Новую "Пиковую даму" показали на сцене Мариинского театра

Новой постановкой "Пиковой дамы" Петра Чайковского открылся XXIII Международный фестиваль "Звезды белых ночей". Спектакль на Новой сцене Мариинского театра поставил Алексей Степанюк. За дирижерским пультом - Валерий Гергиев. Премьеру посвятили 175-летию Петра Чайковского, и в этот же вечер на исторической сцене Мариинки представили репертуарный балет "Лебединое озеро".

Новая версия "Пиковой дамы" - седьмая в истории Мариинского театра.

Последние сезоны в театре прочно закрепилась классическая версия спектакля 1984 года, поставленная Юрием Темиркановым, который выступил тогда музыкальным руководителем и режиссером в одном лице. В ней Петербург был едва ли не главным действующим лицом, являя зрителю масштабные открыточные виды Летнего сада, Зимнего дворца, Петропавловского собора, Невы.

Режиссеру Алексею Степанюку выпала большая честь, но и непростая задача найти возможность сказать нечто новое после такого велеречивого музейного памятника в виде постановки Темирканова. Судьба предоставила ему уникальный шанс стать режиссером оперного диптиха Чайковского, поскольку в прошлом году он же поставил в Мариинском театре и "Евгения Онегина" совместно с Национальным центром исполнительских искусств в Пекине.

И в "Онегине", и в "Пиковой" Степанюк работал с одной постановочной командой - художником-постановщиком Александром Орловым и Ириной Чередниковой. Они оба создавали в Мариинском театре очередную версию "Пиковой дамы" в 1999 году под началом режиссера Александра Галибина, где во всей красе и остроте графических линий расцветал петербургский миф, усиленный контрастами мирискуснической эстетики. Неудивительно, что спустя шестнадцать лет многие идеи и мотивы перекочевали из того спектакля.

От архитектуры Петербурга в новом спектакле остались лишь эмблематичные элементы в виде ограды набережной, черно-золотых колонн и гламурно поблескивавших тяжелых гранитных шаров на набережной.

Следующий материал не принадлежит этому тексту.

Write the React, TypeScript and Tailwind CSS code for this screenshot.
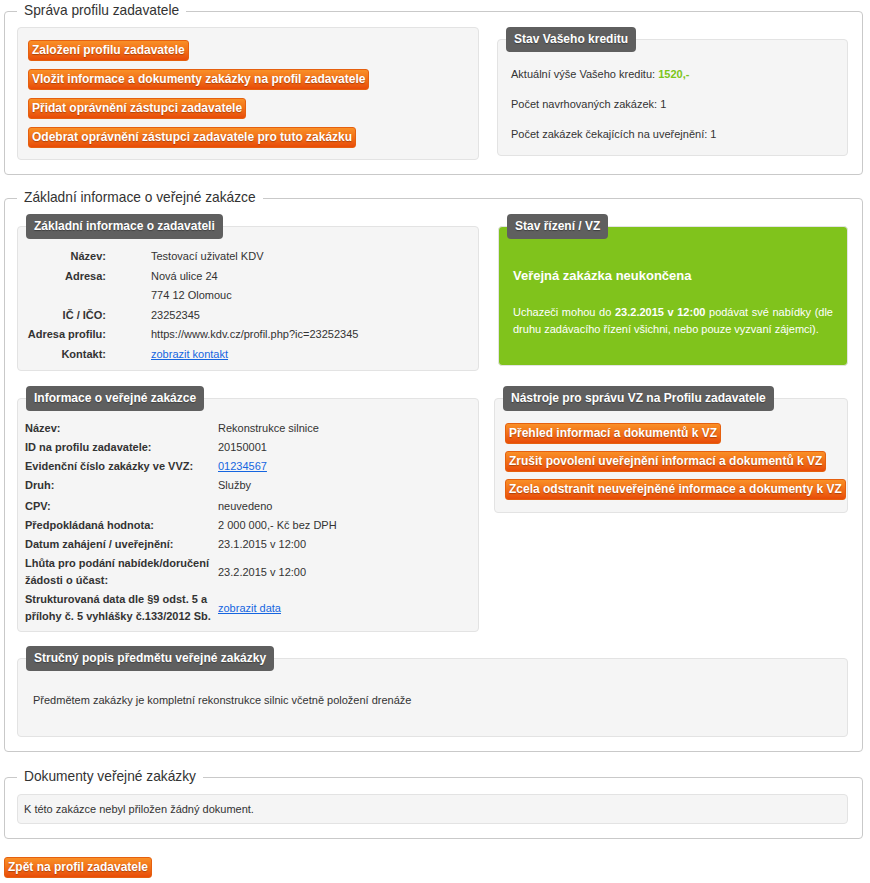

Художник по костюмам Ирина Чередникова отметила, что в новом спектакле стремились воссоздать моду конца XVIII века с ее причудливыми напластованиями французских и английских тенденций, более всего проявленных в женских костюмах с их изобилиями шляпок самых вычурных форм.

Кульминация женского дефиле пришлась на вторую картину - сцену в девичьей, где, по словам художника-постановщика Александра Орлова, собрался "салон одалисок", веселившихся на коврах во фривольных разностильных одеяниях. Правда, развязная Полина (Екатерина Сергеева) в кудрявом парике шатенки смахивала почему-то на молодую Аллу Пугачеву в песне про "Арлекино", а Лиза (Ирина Чурилова) в голубом корсете - на Ирину Аллегрову в песне о шальной императрице. Герман (Максим Аксенов) с взъерошенными патлами был ярким, немного голливудским выразителем дерзких наполеоновских дум, а граф Томский (Роман Бурденко) неожиданно напомнил опереточного графа Дракулу в молодости.

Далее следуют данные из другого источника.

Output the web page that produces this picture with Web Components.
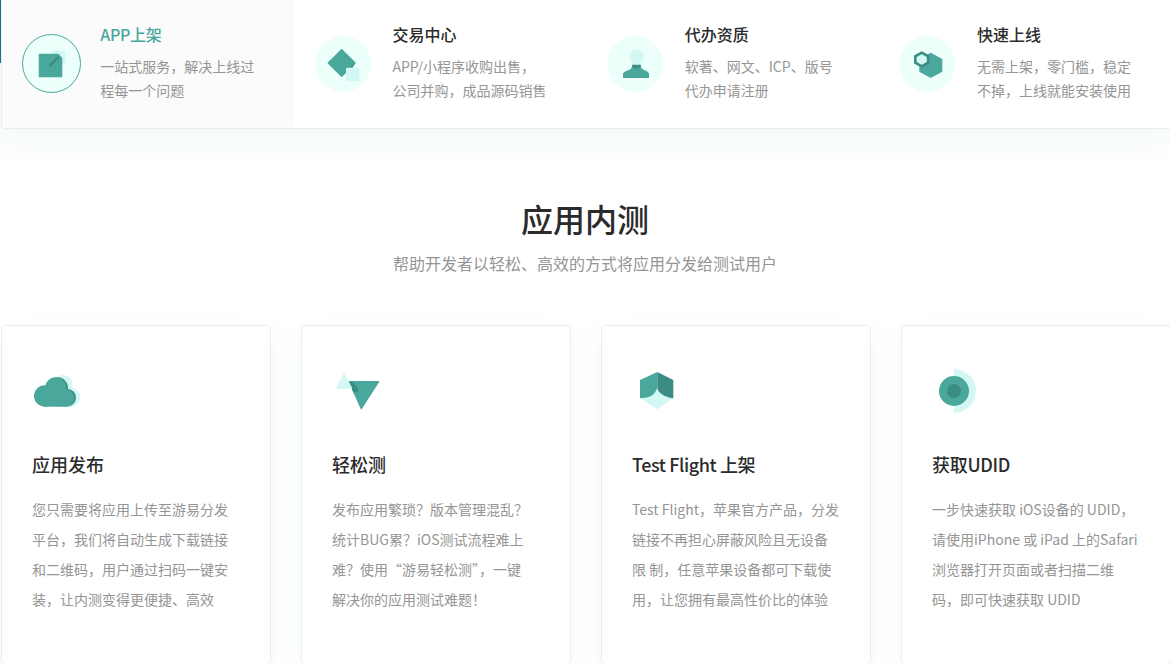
<!DOCTYPE html>
<html lang="zh-CN">
<head>
<meta charset="utf-8">
<title>应用内测</title>
<style>
	html, body {
		margin: 0;
		height: 664px;
		overflow: hidden;
		background: #fff;
		font-family: "Noto Sans CJK SC", "Noto Sans", sans-serif;
		color: #2b2b2b;
	}
</style>
</head>
<body>
<template id="nav-item-template">
	<style>
		:host {
			display: flex;
			align-items: center;
			box-sizing: border-box;
			height: 127px;
			padding-left: 20.25px;
		}
		:host([active]) {
			background: #fbfbfb;
			border-radius: 4px 0 0 4px;
		}
		.icon {
			flex: none;
			display: flex;
			width: 56px;
			height: 56px;
			margin-right: 22px;
			border-radius: 50%;
			background: #ecfffb;
		}
		:host([active]) .icon {
			box-sizing: border-box;
			width: 59px;
			height: 59px;
			margin-right: 19px;
			border: 1px solid #49a79b;
		}
		.text {
			padding-bottom: 4px;
		}
		.title {
			font-size: 16px;
			font-weight: 500;
			line-height: 24px;
			margin-bottom: 8px;
			letter-spacing: var(--title-tracking, 0);
		}
		:host([active]) .title {
			color: #49a79b;
		}
		.desc {
			font-size: 14px;
			line-height: 24px;
			color: #959595;
			white-space: nowrap;
		}
	</style>
	<div class="icon"><slot name="icon"></slot></div>
	<div class="text">
		<div class="title"></div>
		<div class="desc"><slot></slot></div>
	</div>
</template>

<template id="feature-card-template">
	<style>
		:host {
			display: block;
			box-sizing: border-box;
			width: 270px;
			height: 340px;
			padding: 36px 30px 0;
			background: #fff;
			border: 1px solid #e9eeee;
			border-radius: 5px;
			box-shadow: 0 8px 24px rgba(90, 160, 160, 0.07);
		}
		.icon {
			height: 60px;
			margin-bottom: 28px;
		}
		.title {
			font-size: 18px;
			font-weight: 500;
			line-height: 28px;
			margin-bottom: 16px;
			letter-spacing: var(--title-tracking, 0);
		}
		.desc {
			font-size: 14px;
			line-height: 30px;
			color: #959595;
			white-space: nowrap;
		}
	</style>
	<div class="icon"><slot name="icon"></slot></div>
	<div class="title"></div>
	<div class="desc"><slot></slot></div>
</template>

<template id="nav-bar-template">
	<style>
		:host {
			position: relative;
			display: grid;
			grid-template-columns: repeat(4, 292.25px);
			box-sizing: border-box;
			width: 1171px;
			height: 129px;
			margin-left: 1px;
			background: #fff;
			border: 1px solid #e9eeee;
			border-top: 0;
			border-right: 0;
			border-radius: 0 0 4px 4px;
			box-shadow: 0 12px 30px rgba(90, 170, 170, 0.08);
		}
		.edge {
			position: absolute;
			left: -2px;
			top: 0;
			width: 1px;
			height: 63px;
			background: #1a6f8e;
		}
	</style>
	<div class="edge"></div>
	<slot></slot>
</template>

<template id="section-head-template">
	<style>
		:host {
			display: block;
			padding-top: 64px;
			text-align: center;
		}
		h2 {
			margin: 0;
			font-size: 32px;
			font-weight: 500;
			line-height: 50px;
		}
		p {
			margin: 8px 0 0;
			font-size: 16px;
			line-height: 24px;
			color: #959595;
		}
	</style>
	<h2></h2>
	<p><slot></slot></p>
</template>

<template id="card-row-template">
	<style>
		:host {
			display: flex;
			gap: 30px;
			width: 1171px;
			margin: 50px 0 0 1px;
		}
	</style>
	<slot></slot>
</template>

<nav-bar>
	<nav-item active heading="APP上架" style="--title-tracking:-0.3px">
		<svg slot="icon" width="57" height="57" viewBox="1 1 58 58" style="display:block">
			<rect x="30" y="17" width="14" height="13" fill="#d3f8f4"/>
			<path d="M17 21a1 1 0 0 1 1-1h19l4 4.300v18.700a1 1 0 0 1-1 1H18a1 1 0 0 1-1-1z" fill="#49a79b"/>
			<path d="M28 32.700L37.300 23.300" stroke="#3b8c82" stroke-width="2.500" fill="none"/>
		</svg>
		一站式服务，解决上线过<br>程每一个问题
	</nav-item>
	<nav-item heading="交易中心">
		<svg slot="icon" width="56" height="56" viewBox="0 0 56 56" style="display:block">
			<path d="M26.700 13.700L40 27L26.700 40.300L13.300 27z" fill="#49a79b" stroke="#49a79b" stroke-width="1.500" stroke-linejoin="round"/>
			<path d="M26.700 40.300L31 36V31.700h6.500L39 29L40 27L26.700 40.300z" fill="#3b8c82"/>
			<rect x="31" y="31.700" width="13.300" height="13.300" rx="1" fill="#d3f8f4"/>
		</svg>
		APP/小程序收购出售，<br>公司并购，成品源码销售
	</nav-item>
	<nav-item heading="代办资质">
		<svg slot="icon" width="56" height="56" viewBox="0 0 56 56" style="display:block">
			<path d="M16 42V37.500C16 36 21 34.500 23 33.500C25 32.500 25 30 25.300 28.700H33.500C34 30 34 32.500 36 33.500C38 34.500 42 36 42 37.500V42z" fill="#49a79b"/>
			<path d="M25.300 28.700H33.700C34 31 33 32.300 30 32.300H28.500C26 32.300 25.200 31 25.300 28.700z" fill="#3b8c82"/>
			<circle cx="29.700" cy="21" r="7.500" fill="#d3f8f4"/>
		</svg>
		软著、网文、ICP、版号<br>代办申请注册
	</nav-item>
	<nav-item heading="快速上线">
		<svg slot="icon" width="56" height="56" viewBox="0 0 56 56" style="display:block">
			<path d="M31.700 16.700L43.300 23V35.700L31.700 42L20.300 35.700V23z" fill="#49a79b"/>
			<path d="M22.700 16.700L29.100 20.300V26.700L22.700 30.300L16.300 26.700V20.300z" fill="#d3f8f4" stroke="#3b8c82" stroke-width="2.600"/>
		</svg>
		无需上架，零门槛，稳定<br>不掉，上线就能安装使用
	</nav-item>
</nav-bar>

<section-head heading="应用内测">帮助开发者以轻松、高效的方式将应用分发给测试用户</section-head>

<card-row>
	<feature-card heading="应用发布">
		<svg slot="icon" width="60" height="60" viewBox="0 0 60 60" style="display:block;margin-left:-1px">
			<g fill="#d3f8f4">
				<circle cx="32.300" cy="22.300" r="9.300"/>
				<circle cx="40" cy="35.300" r="9.400"/>
				<rect x="28" y="28" width="12" height="16.700"/>
				<rect x="34" y="26" width="6" height="6"/>
			</g>
			<g fill="#3b8c82" transform="translate(1.700 0)">
				<circle cx="24.700" cy="26" r="10.700"/>
				<circle cx="34.700" cy="35.700" r="8.600"/>
			</g>
			<g fill="#49a79b">
				<circle cx="13.700" cy="34" r="10.700"/>
				<circle cx="24.700" cy="26" r="10.700"/>
				<circle cx="34.700" cy="36.100" r="8.600"/>
				<rect x="13.700" y="28" width="21" height="16.700"/>
			</g>
		</svg>
		您只需要将应用上传至游易分发<br>平台，我们将自动生成下载链接<br>和二维码，用户通过扫码一键安<br>装，让内测变得更便捷、高效
	</feature-card>
	<feature-card heading="轻松测">
		<svg slot="icon" width="60" height="60" viewBox="0 0 60 60" style="display:block;margin-left:-1px">
			<path d="M18 19.500H47.800L30.300 46.800z" fill="#49a79b" stroke="#49a79b" stroke-width="1.200" stroke-linejoin="round"/>
			<path d="M19.700 19L22.300 20.700L27 26V30.300H22.300L18.300 21.300z" fill="#3b8c82"/>
			<path d="M13 11.800L20.800 26.200H5.500z" fill="#d3f8f4" stroke="#d3f8f4" stroke-width="1" stroke-linejoin="round"/>
		</svg>
		发布应用繁琐？版本管理混乱？<br>统计BUG累？iOS测试流程难上<br>难？使用“游易轻松测”，一键<br>解决你的应用测试难题！
	</feature-card>
	<feature-card heading="Test Flight 上架" style="--title-tracking:-0.4px">
		<svg slot="icon" width="60" height="60" viewBox="0 0 60 60" style="display:block;margin-left:-1px">
			<path d="M26.300 10L9 18V36.300L26.300 40z" fill="#49a79b"/>
			<path d="M26.300 10L42.300 18V36.300L26.300 40z" fill="#3b8c82"/>
			<path d="M9 36.300C19 36 24 33 26 26C27.500 31 33 35 42.300 36.300L26.300 47.300z" fill="#d3f8f4"/>
		</svg>
		Test Flight，苹果官方产品，分发<br>链接不再担心屏蔽风险且无设备<br>限 制，任意苹果设备都可下载使<br>用，让您拥有最高性价比的体验
	</feature-card>
	<feature-card heading="获取UDID" style="--title-tracking:-0.3px">
		<svg slot="icon" width="60" height="60" viewBox="0 0 60 60" style="display:block;margin-left:-1px">
			<path d="M23 7a22 22 0 0 1 0 44z" fill="#d3f8f4"/>
			<circle cx="23" cy="29" r="15" fill="#49a79b"/>
			<circle cx="23" cy="29" r="7" fill="#3b8c82"/>
		</svg>
		一步快速获取 iOS设备的 UDID，<br>请使用iPhone 或 iPad 上的Safari<br>浏览器打开页面或者扫描二维<br>码，即可快速获取 UDID
	</feature-card>
</card-row>

<script>
	// Shared base: clones the template and copies the heading attribute into the title element
	class TemplatedElement extends HTMLElement {
		constructor(templateId) {
			super();
			this.attachShadow({mode: 'open'});
			const template = document.getElementById(templateId).content;
			this.shadowRoot.appendChild(template.cloneNode(true));
		}

		connectedCallback() {
			const heading = this.shadowRoot.querySelector('.title, h2');
			if (heading) {
				heading.textContent = this.getAttribute('heading');
			}
		}
	}

	customElements.define('nav-bar', class extends TemplatedElement {
		constructor() { super('nav-bar-template'); }
	});
	customElements.define('nav-item', class extends TemplatedElement {
		constructor() { super('nav-item-template'); }
	});
	customElements.define('section-head', class extends TemplatedElement {
		constructor() { super('section-head-template'); }
	});
	customElements.define('card-row', class extends TemplatedElement {
		constructor() { super('card-row-template'); }
	});
	customElements.define('feature-card', class extends TemplatedElement {
		constructor() { super('feature-card-template'); }
	});
</script>
</body>
</html>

Без сахарной китчевости в оформлении не обошлось, особенно в пасторали "Искренность пастушки", где тема власти была представлена через убийственно ослепляющий блеск золотых хламид оживших статуй и золотых яблок. К счастью, псевдоисторической костюмной иллюстративностью дело не ограничилось.

Режиссер представил свое мрачное, нервное, мистическое видение сюжета, начав его еще до вступления к опере с молчаливо бредущего мальчика в треуголке, встретившего на набережной прекрасную Незнакомку - ту самую Пиковую даму. Из этих детских фантазий и вырос ком, раздавивший однажды обезумевшего Германа свинцовым петербургским небом. Но милосердный режиссер, сбивая инерцию восприятия, не бросил Лизу в канавку, уведя в Игорный дом, не застрелил Германа, оставив жирные многоточия.

Магнитами спектакля были сопрано Ирина Чурилова, спевшая сложнейшую партию Лизы музыкально и с неплохим запасом прочности, пусть и с небольшими вокальными потерями, а также неожиданно для всех член Комитета Госдумы по культуре Мария Максакова, которая в сцене в спальне Графини самозабвенно сыграла свою гениальную мать из спектаклей театра Вахтангова.

Маэстро Гергиев бесстрашно и невероятно разнообразно по динамике открывал в своей любимой опере зияющие бездны подсознательного, выстраивая амплитуду от мышиного шороха неумолимого Времени до апокалиптических крушений последних надежд.